Nouvelles consulations annoncées
La junte, soucieuse d'une "refondation" de l'Etat, a promis de restituer les commandes aux civils à l'issue d'une période de transition. Depuis des semaines, les Maliens se divisent sur la durée de cette période et sur qui la dirigera, civil ou militaire. Les colonels se sont rendus au Ghana avec une charte de la transition détaillant l'organisation de cette période. Ce document crucial prévoit une transition de 18 mois. Le président qui la conduirait serait un civil ou un militaire, mais il serait nommé par un collège installé par la junte. Le Premier ministre serait nommé par le président de la transition.
Le président serait flanqué d'un vice-président chargé des questions de défense et de sécurité, un poste volontiers considéré comme taillé sur mesure pour le chef de la junte, le colonel Assimi Goïta.
Les militaires ont validé cette charte à l'issue de concertations avec un certain nombre d'acteurs politiques et de la société civile la semaine passée.
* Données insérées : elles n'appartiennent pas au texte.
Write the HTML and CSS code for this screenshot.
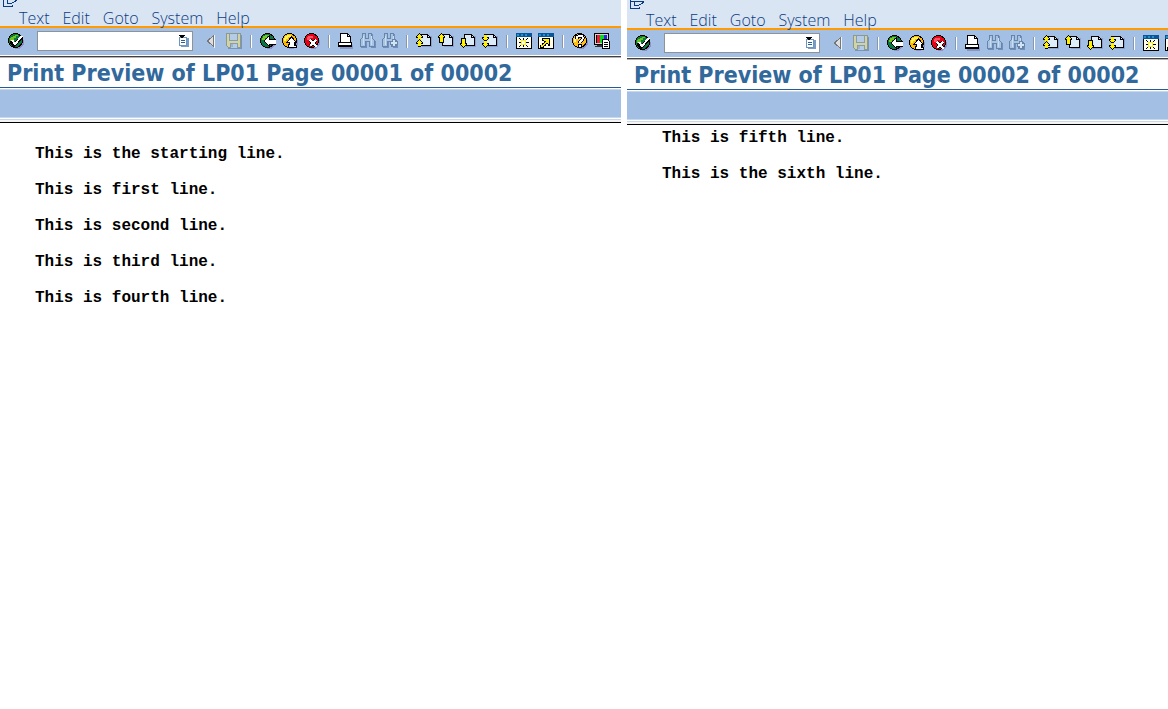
FILE: index.html
```html
<!DOCTYPE html>
<html lang="en">
<head>
<meta charset="utf-8">
<title>Print Preview of LP01</title>
<link rel="stylesheet" href="styles.css">
</head>
<body>
<svg class="sprite" aria-hidden="true">
  <symbol id="i-menu" viewBox="0 0 16 12">
    <path d="M1.500 0V8.500H10.500V6.500M1.500 1.500H15M5.500 2V5.500H9.500L14.500 2.500L11.500 1.500" fill="none" stroke="#0a3c82"/>
  </symbol>
  <symbol id="i-ok" viewBox="0 0 16 16">
    <circle cx="9.500" cy="9.500" r="6.500" fill="#8e8fcb"/>
    <circle cx="7.500" cy="7.500" r="7" fill="#0b7a3b" stroke="#000"/>
    <path d="M3 4h2V3h2V2h3v1H8v2H6v2H4v1H2V5h1z" fill="#6cc51c"/>
    <path d="M3 10v2h2v1h4v-1H5v-2z" fill="#086868"/>
    <path d="M3 8L6 12L14 4" fill="none" stroke="#000" stroke-width="4"/>
    <path d="M4 7L7 11L14 3" fill="none" stroke="#fff" stroke-width="2"/>
  </symbol>
  <symbol id="i-list" viewBox="0 0 10 12">
    <path d="M2 3H10V12H2z" fill="#7b9cc4"/>
    <path d="M.500 2.500H7.500V10.500H.500z" fill="#fff" stroke="#6b94be"/>
    <path d="M2 5H6V6H2zM2 7H6V8H2z" fill="#285f97"/>
    <path d="M0 0H6V1H5V2H4V3H2V2H1V1H0z" fill="#000"/>
  </symbol>
  <symbol id="i-prev" viewBox="0 0 16 16">
    <path d="M10 2V14L2 8z" fill="#777"/>
    <path d="M9 4V12L4 8z" fill="#dedede"/>
    <path d="M10.500 2V15" stroke="#f0f3f7"/>
  </symbol>
  <symbol id="i-save" viewBox="0 0 16 16">
    <path d="M2 2H16V16H2z" fill="#7b93b8"/>
    <path d="M.500 .500H14.500V14.500H2.500L.500 12.500z" fill="#d2d2a2" stroke="#8b9a91"/>
    <path d="M4 1H11V7H4zM4 10H11V15H4z" fill="#b5cce6"/>
    <path d="M3.500 1V7.500H11.500V1M4.500 15V10.500H11.500V15" fill="none" stroke="#879dac"/>
    <path d="M5 11H7V14H5z" fill="#9eb4c7"/>
  </symbol>
  <symbol id="i-back" viewBox="0 0 16 16">
    <circle cx="9.500" cy="9.500" r="6.500" fill="#8e8fcb"/>
    <circle cx="7.500" cy="7.500" r="7" fill="#077644" stroke="#000"/>
    <path d="M3 3H5V2H9V3H7V5H5V7H2V5H3z" fill="#78c719"/>
    <path d="M4 8L9 3V6H16V11H9V13z" fill="#fff" stroke="#000"/>
  </symbol>
  <symbol id="i-exit" viewBox="0 0 16 16">
    <circle cx="9.500" cy="9.500" r="6.500" fill="#8e8fcb"/>
    <circle cx="7.500" cy="7.500" r="7" fill="#ffb900" stroke="#000"/>
    <path d="M3 3H5V2H9V4H6V6H4V8H2V5H3z" fill="#fff45c"/>
    <path d="M9.500 4L14 9H12V12H14V14H6V11H7V9H5z" fill="#fff" stroke="#000"/>
  </symbol>
  <symbol id="i-cancel" viewBox="0 0 16 16">
    <circle cx="9.500" cy="9.500" r="6.500" fill="#8e8fcb"/>
    <circle cx="7.500" cy="7.500" r="7" fill="#e60018" stroke="#000"/>
    <path d="M4 3H9V5H6V7H3V4H4z" fill="#ff5363"/>
    <path d="M6 7L12 13M12 7L6 13" stroke="#000" stroke-width="3"/>
    <path d="M6 7L13 14M12 7L6 13" stroke="#fff" stroke-width="2"/>
  </symbol>
  <symbol id="i-print" viewBox="0 0 16 16">
    <path d="M2 12H15V16H2z" fill="#8596c7"/>
    <path d="M2.500 10V.500H9.500L12.500 3.500V10" fill="#fff" stroke="#000"/>
    <path d="M9.500 1V3.500H12" fill="none" stroke="#000"/>
    <path d="M.500 9.500H13.500V13.500H.500z" fill="#fff" stroke="#000"/>
    <path d="M1 12H13V13H1z" fill="#000"/>
  </symbol>
  <symbol id="i-find" viewBox="0 0 16 16">
    <path d="M3 1H6V5H10V1H13V5L16 9V15H11V9H7V15H1V7L3 5z" fill="#728ebd"/>
    <path d="M2.500 .500H5.500V5.500H8.500V.500H11.500V4.500L14.500 7.500V13.500H9.500V8.500H5.500V13.500H.500V6.500L2.500 4.500z" fill="#a9c3e2" stroke="#6585ab"/>
    <path d="M3.500 3V12M11.500 3V12" stroke="#c8dcf2"/>
  </symbol>
  <symbol id="i-next" viewBox="0 0 16 16">
    <use href="#i-find" width="16" height="16"/>
    <path d="M10.500 6.500H13.500V8.500H15.500V11.500H13.500V13.500H10.500V11.500H8.500V8.500H10.500z" fill="#d4e3f3" stroke="#6585ab"/>
  </symbol>
  <symbol id="i-page" viewBox="0 0 16 16">
    <path d="M6 3H16V14H6z" fill="#8d9fcb"/>
    <path d="M4.500 1.500H11.500L14.500 4.500V12.500H4.500z" fill="#dcecf9" stroke="#000"/>
    <path d="M11.500 1V4.500H14" fill="none" stroke="#000"/>
  </symbol>
  <symbol id="i-up" viewBox="0 0 8 8">
    <path d="M3 0H4V1H5V2H6V3H7V5H5V8H2V5H0V3H1V2H2V1H3z" fill="#000"/>
    <path d="M3 1H4V2H5V3H6V4H5V7H2V4H1V3H2V2H3z" fill="#fff000"/>
  </symbol>
  <symbol id="i-down" viewBox="0 0 8 8">
    <path d="M3 8H4V7H5V6H6V5H7V3H5V0H2V3H0V5H1V6H2V7H3z" fill="#000"/>
    <path d="M3 7H4V6H5V5H6V4H5V1H2V4H1V5H2V6H3z" fill="#fff000"/>
  </symbol>
  <symbol id="i-first" viewBox="0 0 16 16">
    <use href="#i-page" width="16" height="16"/>
    <use href="#i-up" width="8" height="8"/>
    <use href="#i-up" y="6" width="8" height="8"/>
  </symbol>
  <symbol id="i-pageup" viewBox="0 0 16 16">
    <use href="#i-page" width="16" height="16"/>
    <path d="M3 0H4V1H5V2H6V3H7V5H6V10H1V5H0V3H1V2H2V1H3z" fill="#000"/>
    <path d="M3 1H4V2H5V3H6V4H5V9H2V4H1V3H2V2H3z" fill="#fff000"/>
  </symbol>
  <symbol id="i-pagedown" viewBox="0 0 16 16">
    <use href="#i-page" width="16" height="16"/>
    <path d="M3 15H4V14H5V13H6V12H7V10H6V5H1V10H0V12H1V13H2V14H3z" fill="#000"/>
    <path d="M3 14H4V13H5V12H6V11H5V6H2V11H1V12H2V13H3z" fill="#fff000"/>
  </symbol>
  <symbol id="i-last" viewBox="0 0 16 16">
    <use href="#i-page" width="16" height="16"/>
    <use href="#i-down" y="1" width="8" height="8"/>
    <use href="#i-down" y="7" width="8" height="8"/>
  </symbol>
  <symbol id="i-window" viewBox="0 0 16 16">
    <path d="M.500 .500H15.500V15.500H.500z" fill="#fffcea" stroke="#000"/>
    <path d="M0 0H16V4H0z" fill="#07569c"/>
    <path d="M1 1H3V2H5V1H7V2H9V1H11V3H9V2H7V3H5V2H3V3H1z" fill="#2990c5"/>
  </symbol>
  <symbol id="i-session" viewBox="0 0 16 16">
    <use href="#i-window" width="16" height="16"/>
    <path d="M7.500 5V14M3 9.500H13" stroke="#000"/>
    <path d="M3 5H4V6H5V7H6V8H5V7H4V6H3zM12 5H11V6H10V7H9V8H10V7H11V6H12zM3 14H4V13H5V12H6V11H5V12H4V13H3zM12 14H11V13H10V12H9V11H10V12H11V13H12z" fill="#000"/>
    <path d="M5 7H10V12H5z" fill="#fff000"/>
    <path d="M6 8H9V11H6z" fill="#fff"/>
  </symbol>
  <symbol id="i-shortcut" viewBox="0 0 16 16">
    <use href="#i-window" width="16" height="16"/>
    <path d="M4 5H12V13H10V11H8V13H6V15H2V12H4V10H6V8H4z" fill="#000"/>
    <path d="M5 6H11V11H10V10H8V11H7V12H6V13H5V14H3V12H5V11H6V10H7V9H8V8H6V7H5z" fill="#fff000"/>
  </symbol>
  <symbol id="i-help" viewBox="0 0 16 16">
    <circle cx="9.500" cy="9.500" r="6.500" fill="#8e8fcb"/>
    <circle cx="7.500" cy="7.500" r="7" fill="#ffbd18" stroke="#000"/>
    <path d="M3 3H5V2H8V3H5V5H4V9H2V5H3z" fill="#fff47b"/>
    <path d="M5 6V4L7 3H10L11 5L10 7L8 9V10M8 11V14" fill="none" stroke="#000" stroke-width="4"/>
    <path d="M5 6V4L7 3H10L11 5L10 7L8 9V10M8 12V14" fill="none" stroke="#fff" stroke-width="2"/>
  </symbol>
  <symbol id="i-layout" viewBox="0 0 16 16">
    <path d="M.500 .500H14.500V11.500H.500z" fill="#d4d4d4" stroke="#000"/>
    <path d="M2 2H13V10H2z" fill="#000"/>
    <path d="M3 2H6V10H3z" fill="#f01835"/><path d="M6 2H10V10H6z" fill="#00dc24"/><path d="M10 2H13V10H10z" fill="#2525e8"/>
    <path d="M3 12H8V14H1V13H3z" fill="#333"/>
    <path d="M8.500 6.500H13.500L15.500 8.500V15.500H8.500z" fill="#fff" stroke="#000"/>
    <path d="M10 9H14V10H10zM10 11H14V12H10zM10 13H14V14H10z" fill="#000"/>
  </symbol>
</svg>

<main class="previews">
  <section class="window window--first">
    <nav class="menu" aria-label="Menu">
      <button class="menu-corner" aria-label="Window menu"><svg class="corner-icon"><use href="#i-menu"/></svg></button>
      <button>Text</button><button>Edit</button><button>Goto</button><button>System</button><button>Help</button>
    </nav>
    <div class="toolbar">
      <button aria-label="Enter"><svg><use href="#i-ok"/></svg></button>
      <div class="command"><input type="text" aria-label="Command"><button aria-label="Command history"><svg><use href="#i-list"/></svg></button></div>
      <button aria-label="Collapse"><svg><use href="#i-prev"/></svg></button>
      <button aria-label="Save" disabled><svg><use href="#i-save"/></svg></button>
      <span class="sep"></span>
      <button aria-label="Back"><svg><use href="#i-back"/></svg></button>
      <button aria-label="Exit"><svg><use href="#i-exit"/></svg></button>
      <button aria-label="Cancel"><svg><use href="#i-cancel"/></svg></button>
      <span class="sep"></span>
      <button aria-label="Print"><svg><use href="#i-print"/></svg></button>
      <button aria-label="Find" disabled><svg><use href="#i-find"/></svg></button>
      <button aria-label="Find next" disabled><svg><use href="#i-next"/></svg></button>
      <span class="sep"></span>
      <button aria-label="First page"><svg><use href="#i-first"/></svg></button>
      <button aria-label="Previous page"><svg><use href="#i-pageup"/></svg></button>
      <button aria-label="Next page"><svg><use href="#i-pagedown"/></svg></button>
      <button aria-label="Last page"><svg><use href="#i-last"/></svg></button>
      <span class="sep"></span>
      <button aria-label="New session"><svg><use href="#i-session"/></svg></button>
      <button aria-label="Create shortcut"><svg><use href="#i-shortcut"/></svg></button>
      <span class="sep"></span>
      <button aria-label="Help"><svg><use href="#i-help"/></svg></button>
      <button aria-label="Customize layout"><svg><use href="#i-layout"/></svg></button>
    </div>
    <h1 class="title">Print Preview of LP01 Page 00001 of 00002</h1>
    <div class="appbar"></div>
    <pre class="page">

This is the starting line.

This is first line.

This is second line.

This is third line.

This is fourth line.</pre>
  </section>

  <section class="window">
    <nav class="menu" aria-label="Menu">
      <button class="menu-corner" aria-label="Window menu"><svg class="corner-icon"><use href="#i-menu"/></svg></button>
      <button>Text</button><button>Edit</button><button>Goto</button><button>System</button><button>Help</button>
    </nav>
    <div class="toolbar">
      <button aria-label="Enter"><svg><use href="#i-ok"/></svg></button>
      <div class="command"><input type="text" aria-label="Command"><button aria-label="Command history"><svg><use href="#i-list"/></svg></button></div>
      <button aria-label="Collapse"><svg><use href="#i-prev"/></svg></button>
      <button aria-label="Save" disabled><svg><use href="#i-save"/></svg></button>
      <span class="sep"></span>
      <button aria-label="Back"><svg><use href="#i-back"/></svg></button>
      <button aria-label="Exit"><svg><use href="#i-exit"/></svg></button>
      <button aria-label="Cancel"><svg><use href="#i-cancel"/></svg></button>
      <span class="sep"></span>
      <button aria-label="Print"><svg><use href="#i-print"/></svg></button>
      <button aria-label="Find" disabled><svg><use href="#i-find"/></svg></button>
      <button aria-label="Find next" disabled><svg><use href="#i-next"/></svg></button>
      <span class="sep"></span>
      <button aria-label="First page"><svg><use href="#i-first"/></svg></button>
      <button aria-label="Previous page"><svg><use href="#i-pageup"/></svg></button>
      <button aria-label="Next page"><svg><use href="#i-pagedown"/></svg></button>
      <button aria-label="Last page"><svg><use href="#i-last"/></svg></button>
      <span class="sep"></span>
      <button aria-label="New session"><svg><use href="#i-session"/></svg></button>
      <button aria-label="Create shortcut"><svg><use href="#i-shortcut"/></svg></button>
    </div>
    <h1 class="title">Print Preview of LP01 Page 00002 of 00002</h1>
    <div class="appbar"></div>
    <pre class="page">This is fifth line.

This is the sixth line.</pre>
  </section>
</main>
</body>
</html>
```
FILE: styles.css
```css
* { box-sizing: border-box; }
body { margin: 0; background: #fff; }
.sprite { position: absolute; width: 0; height: 0; }
button { padding: 0; border: 0; background: none; color: inherit; font: inherit; flex: none; }
svg { display: block; shape-rendering: crispEdges; }

.previews { display: grid; grid-template-columns: 621fr 541fr; gap: 6px; min-height: 100vh; }
.window { min-width: 0; overflow: hidden; }

.menu {
  position: relative;
  display: flex;
  gap: 13px;
  padding: 12px 19px 0;
  background: #dae5f3;
  border-bottom: 2px solid #ff9a00;
  color: #0a3c82;
  font: 300 16px/16px "Open Sans", "Noto Sans", sans-serif;
}
.window--first .menu { padding-top: 10px; }
.menu-corner { position: absolute; left: 2px; top: 0; }
.window--first .menu-corner { top: -2px; }
.corner-icon { width: 16px; height: 12px; }

.toolbar {
  display: flex;
  align-items: center;
  gap: 6px;
  height: 27px;
  padding: 0 0 1px 8px;
  background: #a3c0e4;
}
.toolbar svg { width: 16px; height: 16px; }
.sep { flex: none; width: 2px; height: 13px; margin: 0 2px; background: #8997aa; border-right: 1px solid #fff; }
.command {
  display: flex;
  align-items: center;
  flex: none;
  width: 156px;
  height: 20px;
  margin: 0 5px 0 7px;
  padding-right: 3px;
  background: #fff;
  border: 1px solid #8f9398;
}
.command input { flex: 1; min-width: 0; height: 18px; padding: 0 4px; border: 0; outline: 0; background: none; font: 14px "Open Sans", sans-serif; }
.toolbar .command svg { width: 10px; height: 12px; }

.title {
  margin: 0;
  padding: 3px 0 0 7px;
  border-top: 1px solid #fff;
  border-bottom: 1px solid #285b8f;
  box-shadow: inset 0 1px #404040, inset 0 2px #b8b4b4;
  color: #31699c;
  font: bold 23px/28px "DejaVu Sans Condensed", "Noto Sans", sans-serif;
  white-space: nowrap;
}
.appbar {
  height: 34px;
  margin-top: 1px;
  background: linear-gradient(#c8d8ec 0 1px, #a3c0e4 1px 28px, #c8d8ec 28px 29px, #fff 29px 30px, #c8d8e8 30px 31px, #f4f4f4 31px 33px, #000 33px);
}
.page {
  margin: 0;
  padding: 4px 35px;
  font: bold 16px/18px "Liberation Mono", monospace;
}
```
Mais le document est contesté comme un fait accompli par le Mouvement du 5-Juin. Cette coalition hétéroclite a fait descendre des milliers de Maliens dans la rue pendant plusieurs mois contre le pouvoir en place, canalisant l'exaspération des Maliens. Des militaires ont fini par déposer l'ancien président Keïta le 18 août. Le M5 réclame d'être placé sur un pied d'égalité avec la junte à l'heure de la transition.
Mais les divisions dépassent largement la junte et le M5.
Les partisans d'une transition longue confiée aux militaires arguent du temps et de l'autorité nécessaires pour créer les conditions d'un redressement dans un pays au bord du gouffre.
La Cédéao avait jusqu'alors réclamé que la transition n'excède pas 12 mois. Le président ghanéen n'a pas explicitement reformulé cette demande devant les journalistes, mais a pris acte que les Maliens s'étaient entendus sur des processus de transition.
Le colonel Goïta a dit à ses interlocuteurs qu'il devait à présent "rentrer et consulter tous ceux à qui la décision appartient et obtenir leur accord", a dit le chef de l'Etat ghanéen. La junte n'a fait aucun commentaire public sur les discussions de Peduase.